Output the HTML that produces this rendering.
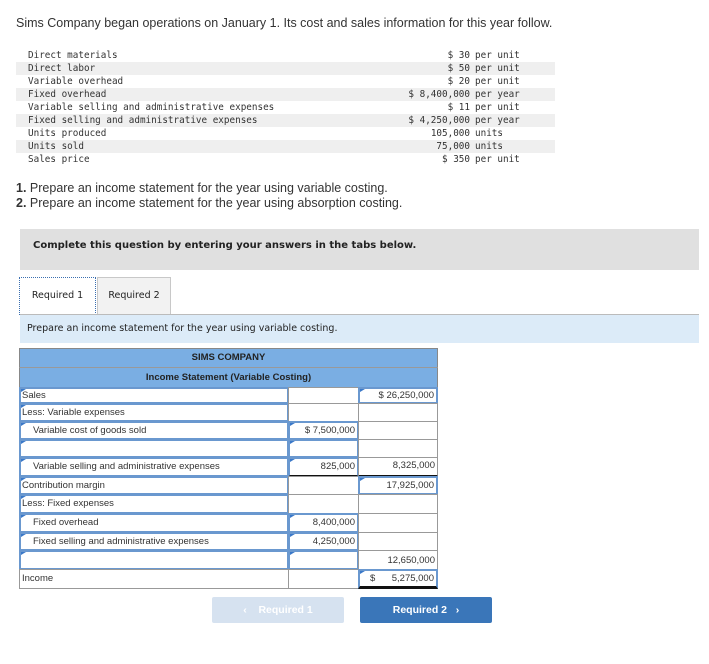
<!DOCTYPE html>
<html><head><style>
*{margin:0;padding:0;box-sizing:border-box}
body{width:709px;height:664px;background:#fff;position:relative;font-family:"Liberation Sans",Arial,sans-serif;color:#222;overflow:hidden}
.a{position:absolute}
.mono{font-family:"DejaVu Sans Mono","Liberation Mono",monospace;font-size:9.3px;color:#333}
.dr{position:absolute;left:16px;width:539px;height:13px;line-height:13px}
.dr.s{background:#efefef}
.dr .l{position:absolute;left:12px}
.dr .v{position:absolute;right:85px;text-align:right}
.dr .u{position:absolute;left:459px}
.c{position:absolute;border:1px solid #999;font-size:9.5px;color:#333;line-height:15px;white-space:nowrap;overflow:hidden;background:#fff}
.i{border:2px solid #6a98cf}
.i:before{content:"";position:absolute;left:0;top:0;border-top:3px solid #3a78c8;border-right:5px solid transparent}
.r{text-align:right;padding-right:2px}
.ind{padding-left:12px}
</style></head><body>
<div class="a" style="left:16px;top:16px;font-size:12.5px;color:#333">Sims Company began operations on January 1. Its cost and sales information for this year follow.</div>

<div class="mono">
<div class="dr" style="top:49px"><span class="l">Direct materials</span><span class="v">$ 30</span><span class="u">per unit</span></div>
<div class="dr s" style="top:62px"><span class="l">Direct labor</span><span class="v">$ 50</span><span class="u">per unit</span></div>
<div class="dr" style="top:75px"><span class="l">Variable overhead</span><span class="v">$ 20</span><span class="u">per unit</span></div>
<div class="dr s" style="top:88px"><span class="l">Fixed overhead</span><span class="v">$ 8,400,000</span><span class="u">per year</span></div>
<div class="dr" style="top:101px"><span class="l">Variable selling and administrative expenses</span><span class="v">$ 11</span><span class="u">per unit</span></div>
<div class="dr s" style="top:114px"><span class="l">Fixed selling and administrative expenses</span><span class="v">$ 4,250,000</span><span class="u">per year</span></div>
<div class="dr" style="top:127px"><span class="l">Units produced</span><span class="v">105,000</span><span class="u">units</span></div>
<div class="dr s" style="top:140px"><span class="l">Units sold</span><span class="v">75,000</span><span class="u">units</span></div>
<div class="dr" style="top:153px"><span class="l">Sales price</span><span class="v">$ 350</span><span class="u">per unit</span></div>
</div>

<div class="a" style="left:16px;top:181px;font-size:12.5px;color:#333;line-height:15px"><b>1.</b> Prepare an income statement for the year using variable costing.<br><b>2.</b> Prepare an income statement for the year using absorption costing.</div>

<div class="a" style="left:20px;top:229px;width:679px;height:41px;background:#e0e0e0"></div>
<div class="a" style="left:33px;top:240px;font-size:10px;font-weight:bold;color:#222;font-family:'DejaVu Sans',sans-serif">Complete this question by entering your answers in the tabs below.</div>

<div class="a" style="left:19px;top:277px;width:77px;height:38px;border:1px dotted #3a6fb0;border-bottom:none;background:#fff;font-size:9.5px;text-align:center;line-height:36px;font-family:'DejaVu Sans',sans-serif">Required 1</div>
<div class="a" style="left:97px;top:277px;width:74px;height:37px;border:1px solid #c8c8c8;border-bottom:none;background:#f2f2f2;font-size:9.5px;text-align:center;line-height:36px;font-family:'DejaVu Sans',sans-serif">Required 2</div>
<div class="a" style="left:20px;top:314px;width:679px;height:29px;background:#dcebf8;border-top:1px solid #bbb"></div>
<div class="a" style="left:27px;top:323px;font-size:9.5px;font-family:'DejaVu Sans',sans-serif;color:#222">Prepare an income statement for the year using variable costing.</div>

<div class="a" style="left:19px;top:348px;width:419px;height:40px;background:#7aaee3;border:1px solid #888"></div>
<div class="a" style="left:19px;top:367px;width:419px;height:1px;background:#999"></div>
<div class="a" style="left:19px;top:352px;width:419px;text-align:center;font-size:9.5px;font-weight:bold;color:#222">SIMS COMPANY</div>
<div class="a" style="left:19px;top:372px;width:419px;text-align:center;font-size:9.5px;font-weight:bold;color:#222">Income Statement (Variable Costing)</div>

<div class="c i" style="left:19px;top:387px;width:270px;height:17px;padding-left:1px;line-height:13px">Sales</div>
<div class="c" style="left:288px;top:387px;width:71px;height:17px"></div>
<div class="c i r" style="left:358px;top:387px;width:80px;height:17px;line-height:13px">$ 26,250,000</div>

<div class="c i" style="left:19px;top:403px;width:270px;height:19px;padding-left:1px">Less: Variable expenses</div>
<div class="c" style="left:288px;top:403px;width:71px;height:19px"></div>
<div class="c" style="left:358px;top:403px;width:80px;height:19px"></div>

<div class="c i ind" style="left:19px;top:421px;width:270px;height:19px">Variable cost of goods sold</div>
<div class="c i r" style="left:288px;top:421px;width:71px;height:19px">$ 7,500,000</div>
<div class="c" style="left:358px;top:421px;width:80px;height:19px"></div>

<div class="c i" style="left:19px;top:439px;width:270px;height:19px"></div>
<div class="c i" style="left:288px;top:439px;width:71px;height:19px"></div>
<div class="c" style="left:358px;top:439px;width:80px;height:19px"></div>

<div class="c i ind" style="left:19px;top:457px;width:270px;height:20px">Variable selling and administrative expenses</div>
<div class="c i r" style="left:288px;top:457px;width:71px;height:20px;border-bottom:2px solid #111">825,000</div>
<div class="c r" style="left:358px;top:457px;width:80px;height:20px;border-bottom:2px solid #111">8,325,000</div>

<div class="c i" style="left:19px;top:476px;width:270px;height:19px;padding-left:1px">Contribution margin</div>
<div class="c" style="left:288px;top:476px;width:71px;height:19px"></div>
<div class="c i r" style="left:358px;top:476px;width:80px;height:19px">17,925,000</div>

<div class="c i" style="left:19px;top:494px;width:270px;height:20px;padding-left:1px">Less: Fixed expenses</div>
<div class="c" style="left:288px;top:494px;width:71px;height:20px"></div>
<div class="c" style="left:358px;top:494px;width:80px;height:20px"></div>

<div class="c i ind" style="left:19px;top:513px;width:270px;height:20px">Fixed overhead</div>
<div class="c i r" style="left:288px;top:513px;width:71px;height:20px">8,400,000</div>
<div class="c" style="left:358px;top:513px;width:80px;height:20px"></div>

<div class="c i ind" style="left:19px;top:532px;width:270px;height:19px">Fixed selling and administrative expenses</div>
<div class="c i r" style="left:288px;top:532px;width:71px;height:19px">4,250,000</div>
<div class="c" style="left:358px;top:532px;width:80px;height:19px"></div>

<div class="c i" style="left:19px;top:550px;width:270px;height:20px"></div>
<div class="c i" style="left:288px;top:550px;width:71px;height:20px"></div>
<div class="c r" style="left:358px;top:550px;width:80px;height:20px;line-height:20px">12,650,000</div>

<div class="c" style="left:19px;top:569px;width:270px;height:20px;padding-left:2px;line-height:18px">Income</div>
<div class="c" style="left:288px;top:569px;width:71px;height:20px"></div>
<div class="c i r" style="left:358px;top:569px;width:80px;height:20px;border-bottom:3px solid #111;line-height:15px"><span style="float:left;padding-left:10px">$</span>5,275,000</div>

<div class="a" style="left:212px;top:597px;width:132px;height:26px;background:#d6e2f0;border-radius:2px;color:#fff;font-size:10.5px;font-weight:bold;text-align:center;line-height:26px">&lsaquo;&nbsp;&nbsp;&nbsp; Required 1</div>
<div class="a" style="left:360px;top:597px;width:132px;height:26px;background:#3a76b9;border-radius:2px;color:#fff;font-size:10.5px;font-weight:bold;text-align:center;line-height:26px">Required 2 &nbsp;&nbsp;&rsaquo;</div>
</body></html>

YOUR INSTRUCTIONS: Repeat all the data as it stands, dropping any images it holds.

SOLUTION TO THE EXERCISE:
Output the HTML that produces this rendering.
<!DOCTYPE html>
<html><head><style>
*{margin:0;padding:0;box-sizing:border-box}
body{width:709px;height:664px;background:#fff;position:relative;font-family:"Liberation Sans",Arial,sans-serif;color:#222;overflow:hidden}
.a{position:absolute}
.mono{font-family:"DejaVu Sans Mono","Liberation Mono",monospace;font-size:9.3px;color:#333}
.dr{position:absolute;left:16px;width:539px;height:13px;line-height:13px}
.dr.s{background:#efefef}
.dr .l{position:absolute;left:12px}
.dr .v{position:absolute;right:85px;text-align:right}
.dr .u{position:absolute;left:459px}
.c{position:absolute;border:1px solid #999;font-size:9.5px;color:#333;line-height:15px;white-space:nowrap;overflow:hidden;background:#fff}
.i{border:2px solid #6a98cf}
.i:before{content:"";position:absolute;left:0;top:0;border-top:3px solid #3a78c8;border-right:5px solid transparent}
.r{text-align:right;padding-right:2px}
.ind{padding-left:12px}
</style></head><body>
<div class="a" style="left:16px;top:16px;font-size:12.5px;color:#333">Sims Company began operations on January 1. Its cost and sales information for this year follow.</div>

<div class="mono">
<div class="dr" style="top:49px"><span class="l">Direct materials</span><span class="v">$ 30</span><span class="u">per unit</span></div>
<div class="dr s" style="top:62px"><span class="l">Direct labor</span><span class="v">$ 50</span><span class="u">per unit</span></div>
<div class="dr" style="top:75px"><span class="l">Variable overhead</span><span class="v">$ 20</span><span class="u">per unit</span></div>
<div class="dr s" style="top:88px"><span class="l">Fixed overhead</span><span class="v">$ 8,400,000</span><span class="u">per year</span></div>
<div class="dr" style="top:101px"><span class="l">Variable selling and administrative expenses</span><span class="v">$ 11</span><span class="u">per unit</span></div>
<div class="dr s" style="top:114px"><span class="l">Fixed selling and administrative expenses</span><span class="v">$ 4,250,000</span><span class="u">per year</span></div>
<div class="dr" style="top:127px"><span class="l">Units produced</span><span class="v">105,000</span><span class="u">units</span></div>
<div class="dr s" style="top:140px"><span class="l">Units sold</span><span class="v">75,000</span><span class="u">units</span></div>
<div class="dr" style="top:153px"><span class="l">Sales price</span><span class="v">$ 350</span><span class="u">per unit</span></div>
</div>

<div class="a" style="left:16px;top:181px;font-size:12.5px;color:#333;line-height:15px"><b>1.</b> Prepare an income statement for the year using variable costing.<br><b>2.</b> Prepare an income statement for the year using absorption costing.</div>

<div class="a" style="left:20px;top:229px;width:679px;height:41px;background:#e0e0e0"></div>
<div class="a" style="left:33px;top:240px;font-size:10px;font-weight:bold;color:#222;font-family:'DejaVu Sans',sans-serif">Complete this question by entering your answers in the tabs below.</div>

<div class="a" style="left:19px;top:277px;width:77px;height:38px;border:1px dotted #3a6fb0;border-bottom:none;background:#fff;font-size:9.5px;text-align:center;line-height:36px;font-family:'DejaVu Sans',sans-serif">Required 1</div>
<div class="a" style="left:97px;top:277px;width:74px;height:37px;border:1px solid #c8c8c8;border-bottom:none;background:#f2f2f2;font-size:9.5px;text-align:center;line-height:36px;font-family:'DejaVu Sans',sans-serif">Required 2</div>
<div class="a" style="left:20px;top:314px;width:679px;height:29px;background:#dcebf8;border-top:1px solid #bbb"></div>
<div class="a" style="left:27px;top:323px;font-size:9.5px;font-family:'DejaVu Sans',sans-serif;color:#222">Prepare an income statement for the year using variable costing.</div>

<div class="a" style="left:19px;top:348px;width:419px;height:40px;background:#7aaee3;border:1px solid #888"></div>
<div class="a" style="left:19px;top:367px;width:419px;height:1px;background:#999"></div>
<div class="a" style="left:19px;top:352px;width:419px;text-align:center;font-size:9.5px;font-weight:bold;color:#222">SIMS COMPANY</div>
<div class="a" style="left:19px;top:372px;width:419px;text-align:center;font-size:9.5px;font-weight:bold;color:#222">Income Statement (Variable Costing)</div>

<div class="c i" style="left:19px;top:387px;width:270px;height:17px;padding-left:1px;line-height:13px">Sales</div>
<div class="c" style="left:288px;top:387px;width:71px;height:17px"></div>
<div class="c i r" style="left:358px;top:387px;width:80px;height:17px;line-height:13px">$ 26,250,000</div>

<div class="c i" style="left:19px;top:403px;width:270px;height:19px;padding-left:1px">Less: Variable expenses</div>
<div class="c" style="left:288px;top:403px;width:71px;height:19px"></div>
<div class="c" style="left:358px;top:403px;width:80px;height:19px"></div>

<div class="c i ind" style="left:19px;top:421px;width:270px;height:19px">Variable cost of goods sold</div>
<div class="c i r" style="left:288px;top:421px;width:71px;height:19px">$ 7,500,000</div>
<div class="c" style="left:358px;top:421px;width:80px;height:19px"></div>

<div class="c i" style="left:19px;top:439px;width:270px;height:19px"></div>
<div class="c i" style="left:288px;top:439px;width:71px;height:19px"></div>
<div class="c" style="left:358px;top:439px;width:80px;height:19px"></div>

<div class="c i ind" style="left:19px;top:457px;width:270px;height:20px">Variable selling and administrative expenses</div>
<div class="c i r" style="left:288px;top:457px;width:71px;height:20px;border-bottom:2px solid #111">825,000</div>
<div class="c r" style="left:358px;top:457px;width:80px;height:20px;border-bottom:2px solid #111">8,325,000</div>

<div class="c i" style="left:19px;top:476px;width:270px;height:19px;padding-left:1px">Contribution margin</div>
<div class="c" style="left:288px;top:476px;width:71px;height:19px"></div>
<div class="c i r" style="left:358px;top:476px;width:80px;height:19px">17,925,000</div>

<div class="c i" style="left:19px;top:494px;width:270px;height:20px;padding-left:1px">Less: Fixed expenses</div>
<div class="c" style="left:288px;top:494px;width:71px;height:20px"></div>
<div class="c" style="left:358px;top:494px;width:80px;height:20px"></div>

<div class="c i ind" style="left:19px;top:513px;width:270px;height:20px">Fixed overhead</div>
<div class="c i r" style="left:288px;top:513px;width:71px;height:20px">8,400,000</div>
<div class="c" style="left:358px;top:513px;width:80px;height:20px"></div>

<div class="c i ind" style="left:19px;top:532px;width:270px;height:19px">Fixed selling and administrative expenses</div>
<div class="c i r" style="left:288px;top:532px;width:71px;height:19px">4,250,000</div>
<div class="c" style="left:358px;top:532px;width:80px;height:19px"></div>

<div class="c i" style="left:19px;top:550px;width:270px;height:20px"></div>
<div class="c i" style="left:288px;top:550px;width:71px;height:20px"></div>
<div class="c r" style="left:358px;top:550px;width:80px;height:20px;line-height:20px">12,650,000</div>

<div class="c" style="left:19px;top:569px;width:270px;height:20px;padding-left:2px;line-height:18px">Income</div>
<div class="c" style="left:288px;top:569px;width:71px;height:20px"></div>
<div class="c i r" style="left:358px;top:569px;width:80px;height:20px;border-bottom:3px solid #111;line-height:15px"><span style="float:left;padding-left:10px">$</span>5,275,000</div>

<div class="a" style="left:212px;top:597px;width:132px;height:26px;background:#d6e2f0;border-radius:2px;color:#fff;font-size:10.5px;font-weight:bold;text-align:center;line-height:26px">&lsaquo;&nbsp;&nbsp;&nbsp; Required 1</div>
<div class="a" style="left:360px;top:597px;width:132px;height:26px;background:#3a76b9;border-radius:2px;color:#fff;font-size:10.5px;font-weight:bold;text-align:center;line-height:26px">Required 2 &nbsp;&nbsp;&rsaquo;</div>
</body></html>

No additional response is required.